After the Arab spring
For many athletes in the Arab world this will be the first time they represent their countries free from the tyranny of dictatorship. In the past, sporting glory produced conflicting emotions; on the one hand immense pride at flying the flag for their people; on the other revulsion that success would be exploited as a victory for the regime.
Wajdi Bouallegue knows that better than most. The Tunisian gymnast will travel to London despite fearing that he would never represent his country again. In 2009 he was handed a lifetime ban for insulting the former president Zine al Abidine Ben Ali.
“I tore the picture of the president right here,” he says in his gym, pointing behind to the wall.
“There’s a big photo of him and I tore [it]. I have some problems with the federation and I see the big photo of Ben Ali… I tore it. And then they stopped me for one year and a half.”
Bouallegue, considered one of the greatest Arab and African floor specialists of all time, had previously traveled to Athens for the 2004 Olympics. Back then he felt the heavy hand of the regime looking for success and reflected glory.
“Every champion in all sports had a pressure,” he says.
“If you have an interview you must thank the old president and after you can speak about your performance. (You) must thank the regime before the interview. It’s crazy but it’s the reality.”
The president’s men
Eventually Bouallegue was asked back to the team, but only out of desperation when the sporting authorities realized they had no gymnasts for the 2010 Africa championships. He refused owing to them keeping the life ban on his coach, who is also his father.
“Now I think only of my flag, my country and I am happy that my father is always with me to make this performance, because I cannot image another coach but him.”
It was in Tunisia that the Arab Spring began, and Bouallegue was soon drawn into the chaos, patrolling outside his building after joining a neighborhood militia.
Just 28 days later Ben Ali was gone, exiled to Saudi Arabia after over two decades in power. Bouallegue could not believe it had happened so quickly, and that he was free once again to visit the gym, his gym, and dream of the Olympics once again.
“When we wake up, first day, my wife says to me…’he’s really gone, this dictator?’” he recalls.
“I say ‘I don’t believe.’ Before we [were] even afraid to speak in your own home, to critic the regime. Maybe there is some cameras? Some phones to hear you?”
The Egyptian Usain Bolt
The Tunisian revolution quickly spread across the region – to Libya, Bahrain, Syria and beyond.

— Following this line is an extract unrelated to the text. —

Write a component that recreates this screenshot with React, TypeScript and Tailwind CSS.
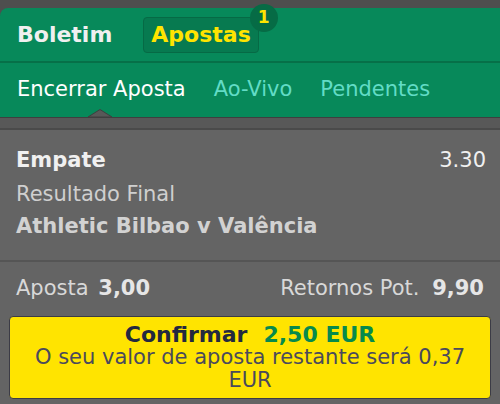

In Egypt a few weeks later, Amr Seoud received a message on Facebook telling him to get down to Tahrir Square.
Seoud is the fastest man in Africa, a sprinter who will compete against Usain Bolt in the 100 meters sprint. He put his training to one side and left for what he thought was a small protest against the hated police.
It was January 25 and he arrived at the biggest, and most crucial, protest of the revolution. It was to be the beginning of the end for president Hosni Mubarak.
“I was there from the first day,” Seoud told CNN.
“I completely forgot about athletics at this time because the entire country is going crazy and there’s no way to think about training or athletics… last year wasn’t the greatest training year for us just because of the revolution.”
Seoud’s schedule was badly affected by the ensuing chaos.
He still trained when he could on the track at Zamalek Island in Cairo but according to his U.S. based coach it wasn’t enough. What little money there was from the Mubarak regime before – peanuts given that the president would prefer to wrap himself around the success of Egypt’s national soccer team – fell to nothing afterward.
Somehow the Egyptian authorities managed to find the money to send Seoud to Colorado for an intensive training camp. It is money that could be well spent. Seoud’s quickest time is 10.13 seconds – competitive at this level – and at the last World Championships he had the third fastest qualifying time up to the semifinals.
Victory for the revolution
Now he is aiming for a medal that would mean more than personal prestige.
“I was almost satisfied after what I had done in my life. I was like: ‘I’m the Africa champion, the Arab champion, I was holding the Arab record for a long time,” he said when CNN caught up with him in the U.S.
“But after the revolution I changed my mind completely … if I’m going to be the reason to make my people happy, even for one day, I would be happy for the rest of my life.”
“Now I am trying to be in the Olympic final and not only that but the top three. I am going for it. This is what I am dreaming about. There is no way to give up.”
Olympic first as Saudi Arabia names two women in London 2012 team
The three athletes are going to London full of hope, an entirely different future for both them and their country now possible.
Already they have sacrificed much for a shot at an Olympic medal, no matter how small those odds are. But regardless of whether they can reach the podium or not, there is now light instead of dark.
“It’s a special feeling, after the revolution,” Bouallegue explains when asked how it feels to represent Tunisia now rather than before.
“You feel the victory better than before.”